The New York Times carries an article by John Darnton (Nov. 6, 1977) in which he cites a compilation of reports entitled “Uganda and Human Rights” submitted to the UN Commission on Human Rights by The International Commission of Jurists in which we learn that “Prisoners are immersed in holes filled with cold water. Their heads are placed inside car tire rims while they are whipped, a practice the guards call ‘giving them tea’. Officers cut off their organs one by one or slash open their bellies with machetes and reach in to pull out their intestines.” In The Guardian (August 18, 2003) Patrick Kentley recounts how his lawyer friend was “doubled up in the boot of a partly burned car, his throat cruelly bound with razor wire”.          

The irony is that the savagery lasted for 8 long years, and no one, especially established international organisations, could do anything to stop it. Amin never paid for his human rights abuses, ethnic persecution and notorious crimes. Why?

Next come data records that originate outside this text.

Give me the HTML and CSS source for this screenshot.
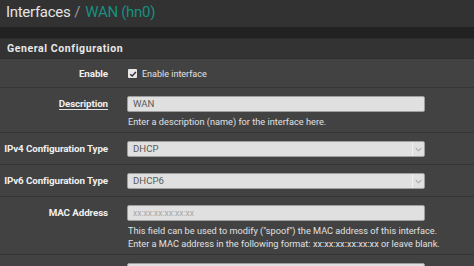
FILE: index.html
```html
<!DOCTYPE html>
<html>
<head>
<meta charset="utf-8">
<link rel="stylesheet" href="styles.css">
</head>
<body>
<div class="page-header">
  <h1 class="title"><span class="crumb">Interfaces</span><span class="sep">/</span><span class="current">WAN (hn0)</span></h1>
</div>
<div class="band"></div>
<div class="panel">
  <div class="panel-heading">General Configuration</div>
  <div class="panel-body">
    <div class="row row-enable">
      <div class="label">Enable</div>
      <div class="field">
        <label class="check"><span class="box"><svg viewBox="0 0 10 10" width="8" height="8"><path d="M1.5 5.2 L4 7.6 L8.6 2.4" fill="none" stroke="#333" stroke-width="1.8"/></svg></span>Enable interface</label>
      </div>
    </div>
    <div class="row">
      <div class="label"><span class="ul">Description</span></div>
      <div class="field">
        <div class="input">WAN</div>
        <div class="help">Enter a description (name) for the interface here.</div>
      </div>
    </div>
    <div class="row">
      <div class="label">IPv4 Configuration Type</div>
      <div class="field">
        <div class="input select"><span class="val">DHCP</span><span class="caret"><svg viewBox="0 0 10 6" width="7" height="5"><path d="M1 1 L5 5 L9 1" fill="none" stroke="#8a8a8a" stroke-width="1.4"/></svg></span></div>
      </div>
    </div>
    <div class="row">
      <div class="label">IPv6 Configuration Type</div>
      <div class="field">
        <div class="input select"><span class="val">DHCP6</span><span class="caret"><svg viewBox="0 0 10 6" width="7" height="5"><path d="M1 1 L5 5 L9 1" fill="none" stroke="#8a8a8a" stroke-width="1.4"/></svg></span></div>
      </div>
    </div>
    <div class="row">
      <div class="label">MAC Address</div>
      <div class="field">
        <div class="input placeholder">xx:xx:xx:xx:xx:xx</div>
        <div class="help">This field can be used to modify ("spoof") the MAC address of this interface.<br>Enter a MAC address in the following format: xx:xx:xx:xx:xx:xx or leave blank.</div>
      </div>
    </div>
    <div class="row">
      <div class="label"></div>
      <div class="field">
        <div class="input"></div>
      </div>
    </div>
  </div>
</div>
</body>
</html>
```
FILE: styles.css
```css
* { box-sizing: border-box; }
html, body { margin: 0; padding: 0; }
body {
  background: #424242;
  font-family: Roboto, "Liberation Sans", Arial, sans-serif;
  color: #e6e6e6;
  width: 474px;
  height: 266px;
  overflow: hidden;
}
.page-header {
  background: #323232;
  height: 27px;
  padding: 0 0 0 6px;
  display: flex;
  align-items: center;
}
.title {
  margin: 0;
  font-weight: 400;
  font-size: 15px;
  line-height: 20px;
  margin-top: -3px;
  letter-spacing: -0.3px;
  white-space: nowrap;
}
.crumb { color: #e4e4e4; }
.sep { color: #9a9a9a; margin: 0 5px 0 4px; }
.current { color: #17907f; }
.band {
  background: #222222;
  height: 12px;
  border-bottom: 1px solid #2c2c2c;
}
.panel-heading {
  background: #333333;
  height: 20px;
  padding-left: 7px;
  font-size: 10.5px;
  font-weight: 700;
  letter-spacing: 0.6px;
  line-height: 19px;
  color: #e8e8e8;
  border-bottom: 1px solid #2e2e2e;
  white-space: nowrap;
}
.panel-body { background: #424242; }
.row {
  display: flex;
  border-bottom: 1px solid #363636;
  padding: 8px 0 7px;
}
.row-enable { padding: 8px 0 7px; height: 29px; align-items: center; }
.label {
  width: 108px;
  flex: none;
  text-align: right;
  font-weight: 700;
  font-size: 9.8px;
  letter-spacing: -0.1px;
  color: #f0f0f0;
  line-height: 16px;
  white-space: nowrap;
  direction: rtl;
}
.ul { border-bottom: 1px solid #e0e0e0; padding-bottom: 0; }
.field {
  margin-left: 19px;
  width: 298px;
  flex: none;
}
.check {
  display: flex;
  align-items: center;
  font-size: 9px;
  color: #e2e2e2;
}
.box {
  width: 9px;
  height: 9px;
  background: #e8e8e8;
  border-radius: 1px;
  margin: 0 5px 0 1px;
  display: flex;
  align-items: center;
  justify-content: center;
}
.input {
  height: 16px;
  background: #e0e0e0;
  border: 1px solid #9e9e9e;
  border-radius: 2px;
  font-size: 9.6px;
  color: #5a5a5a;
  line-height: 14px;
  padding-left: 5px;
}
.placeholder { color: #a8a8a8; font-size: 8.5px; letter-spacing: 0; }
.select { display: flex; padding-right: 0; }
.select .val { flex: 1; }
.caret {
  width: 12px;
  border-left: 1px solid #f0f0f0;
  display: flex;
  align-items: center;
  justify-content: center;
}
.help {
  margin: 3px 0 -3px 1px;
  font-size: 9.2px;
  line-height: 13px;
  color: #e0e0e0;
  white-space: nowrap;
}
```
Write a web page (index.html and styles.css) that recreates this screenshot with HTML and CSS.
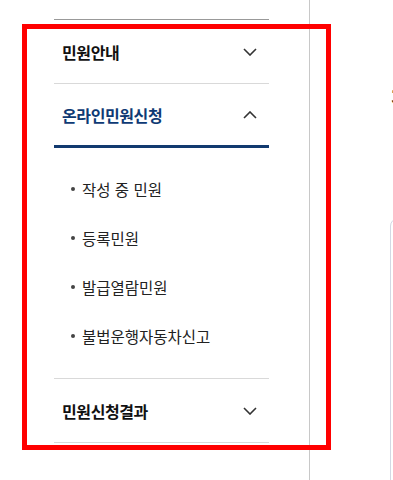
FILE: index.html
```html
<!DOCTYPE html>
<html lang="ko">
<head>
<meta charset="utf-8">
<title>민원신청</title>
<link rel="stylesheet" href="styles.css">
</head>
<body>
<div class="page">
  <aside class="lnb">
    <div class="lnb-top"></div>
    <ul class="menu">
      <li class="menu-item">
        <div class="menu-head">
          <span class="menu-label">민원안내</span>
          <svg class="chev" width="14" height="8" viewBox="0 0 14 8"><path d="M1 1 L7 7 L13 1" fill="none" stroke="#333" stroke-width="1.6"/></svg>
        </div>
      </li>
      <li class="menu-item open">
        <div class="menu-head">
          <span class="menu-label">온라인민원신청</span>
          <svg class="chev" width="14" height="8" viewBox="0 0 14 8"><path d="M1 7 L7 1 L13 7" fill="none" stroke="#333" stroke-width="1.6"/></svg>
        </div>
        <ul class="sub">
          <li class="sub-item">작성 중 민원</li>
          <li class="sub-item">등록민원</li>
          <li class="sub-item">발급열람민원</li>
          <li class="sub-item">불법운행자동차신고</li>
        </ul>
      </li>
      <li class="menu-item">
        <div class="menu-head">
          <span class="menu-label">민원신청결과</span>
          <svg class="chev" width="14" height="8" viewBox="0 0 14 8"><path d="M1 1 L7 7 L13 1" fill="none" stroke="#333" stroke-width="1.6"/></svg>
        </div>
      </li>
    </ul>
  </aside>
  <main class="content">
    <h2 class="title">작성 중 민원</h2>
    <div class="card"></div>
  </main>
  <div class="highlight"></div>
</div>
</body>
</html>
```
FILE: styles.css
```css
html, body {
  margin: 0;
  padding: 0;
  background: #fff;
}
body {
  font-family: "Noto Sans CJK KR", "Noto Sans", sans-serif;
  color: #222;
  width: 393px;
  height: 480px;
  overflow: hidden;
}
.page {
  position: relative;
  display: flex;
  height: 480px;
}
.lnb {
  width: 309px;
  flex: none;
  border-right: 1px solid #c8c8c8;
  box-sizing: content-box;
}
.lnb-top {
  height: 19px;
  margin: 0 40px 0 54px;
  border-bottom: 1px solid #999;
}
.menu {
  list-style: none;
  margin: 0 40px 0 54px;
  padding: 0;
}
.menu-item {
  border-bottom: 1px solid #d9d9d9;
}
.menu-head {
  height: 63px;
  display: flex;
  align-items: center;
  justify-content: space-between;
  padding: 0 12px 0 8px;
}
.menu-label {
  font-size: 16px;
  font-weight: 700;
  color: #111;
  letter-spacing: -0.4px;
}
.chev {
  display: block;
}
.menu-item.open .menu-head {
  height: 61px;
  border-bottom: 3px solid #123a6f;
}
.menu-item.open .menu-label {
  color: #0e3a74;
}
.sub {
  list-style: none;
  margin: 0;
  padding: 16px 0 18px 17px;
}
.sub-item {
  display: flex;
  align-items: center;
  gap: 7px;
  height: 49px;
  font-size: 15.5px;
  color: #222;
}
.sub-item::before {
  content: "";
  width: 4px;
  height: 4px;
  border-radius: 50%;
  background: #444;
  flex: none;
}
.content {
  flex: 1;
  min-width: 0;
  overflow: hidden;
  display: flex;
  flex-direction: column;
}
.title {
  margin: 84px 0 0 81px;
  font-size: 26px;
  line-height: 32px;
  font-weight: 700;
  color: #111;
  white-space: nowrap;
}
.card {
  margin: 102px 0 0 80px;
  width: 300px;
  height: 400px;
  border: 1px solid #d3d8e4;
  border-radius: 8px;
  flex: none;
}
.highlight {
  position: absolute;
  left: 22px;
  top: 24px;
  width: 299px;
  height: 416px;
  border: 5px solid #ff0000;
}
```
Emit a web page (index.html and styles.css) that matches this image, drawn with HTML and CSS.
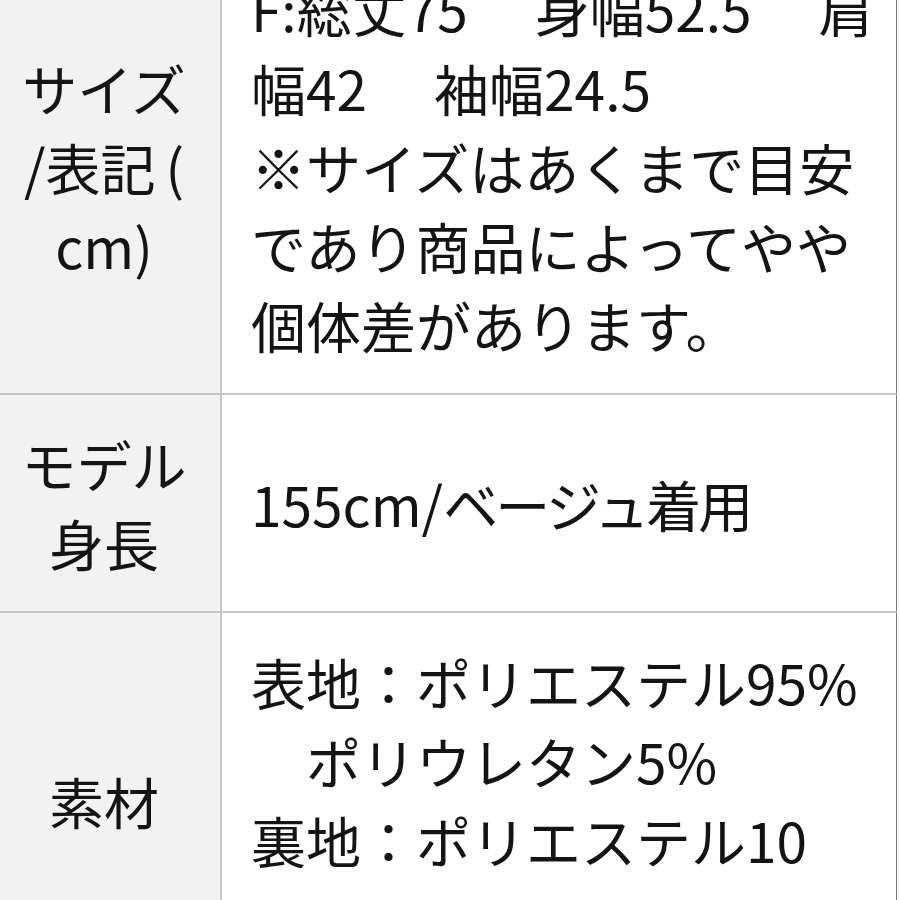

We’ve had other despots and tyrants. Were they happy despite their power? Pol Pot, communist leader of Cambodia, executed 2.5 million people because they didn’t agree with his ideals. He died of heart failure. Hitler eliminated 17 million people only to commit suicide in the end. Josef Stalin killed 10 million in the Soviet Union. He died of cerebral haemorrhage. Mao Zedong took the lives of about 45 million.  Heart attack finally got him. Vladimir Lenin got rid of millions and he himself died of stroke. Kim Jong II, said to be responsible for the death of millions of North Koreans, succumbed to heart attack. Saddam Hussein ruthlessly eliminated 2 million people to obtain a humiliating execution. Idi Amin murdered between 300,000 and 500,000. Syphilis, gout and kidney failure finished him.